Putting a value on money

It is not only about the starting salary but also about progression, trade-offs and reading between the lines at the careers fair. Whilst you may naturally be tempted by the chance to earn more than your parents in your first year of employment, it is really important to do your research and to know what you are getting yourself into. In investment banking and consultancy, for example, while you are paid highest, the hours are also longest. In consultancy, you can expect to work 60 hours a week, in a bulge bracket up to 90 which brings down your hourly salary compared to your peers.

It depends very much on what you want. It is important to understand the sectors: read through how these companies make their money. For example, Accenture is predominantly an IT Consultancy, with their main focus on implementing and improving IT systems. They do have a strategy team, but it is comparably small. When you sign up for the IT roles you will be implementing systems and devising cost-cutting options rather than dreaming up the next best gadget to beat the i-Phone.

There is a similar case for Deloitte and PricewaterhouseCoopers: they are accountancies, making a substantial amount of their profit through valuing companies. They also have a strategy team, but again, it is rather small.
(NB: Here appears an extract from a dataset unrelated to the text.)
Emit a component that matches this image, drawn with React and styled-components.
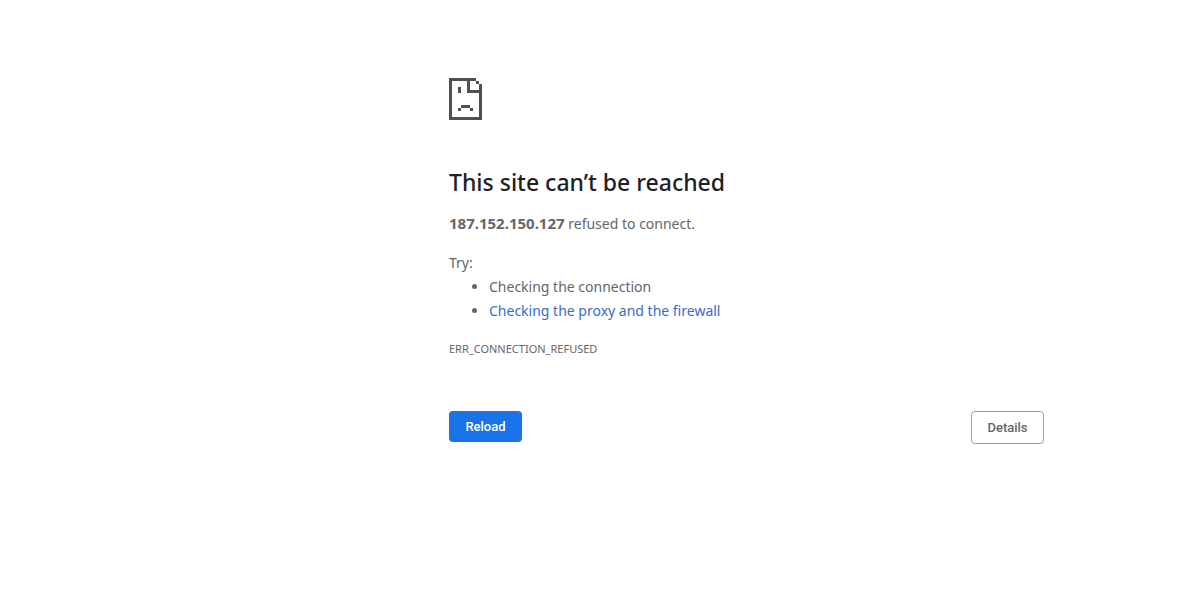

When you sign up to be an accountant or advisory role, the truth is that you will stay on in that sector no matter what the strategy team does. You need to decide whether this is something you would actually enjoy, more than whether you like the portfolio of the company.

As far as strategy consulting is concerned, it is a question of lifestyle: do you enjoy travelling every week or every second week? Are you comfortable with the day-to-day work? Consultancy involves an awful lot of number crunching, you will have to sit in front of Excel for a good share of your time, building up the skills which enable you to do the more glamorous work in a couple of years time. You may be lucky and land a high-flying assignment and be able to do more of the exciting work more quickly, but don't be put off if that doesn't happen within the first two years.

A similar thing is true for a career in the Bulge Bracket: you will start at the bottom, doing all the work other people want to do least.

The war for talent - gone wrong?

It remains to be seen whether the financial crisis will have an impact on the philosophy of attracting the brightest of the brightest. For years, investment bankers were recruited from the Harvards and Oxfords around the globe. Instead of taking finance further they have partly annihilated themselves and the industry.

It is too early to say whether McKinsey's war for talent has gone wrong. But it is interesting to see that the brightest sparks of a generation are the generation who will be remembered for their implication in the credit crunch. Time will tell if the if the top firm's strategy of actively recruiting the brightest of the bright will prove successful, ultimately, because the simplest and most fundamental business truth holds true - companies invest, analyse and change their strategies if they expect financial gain from it.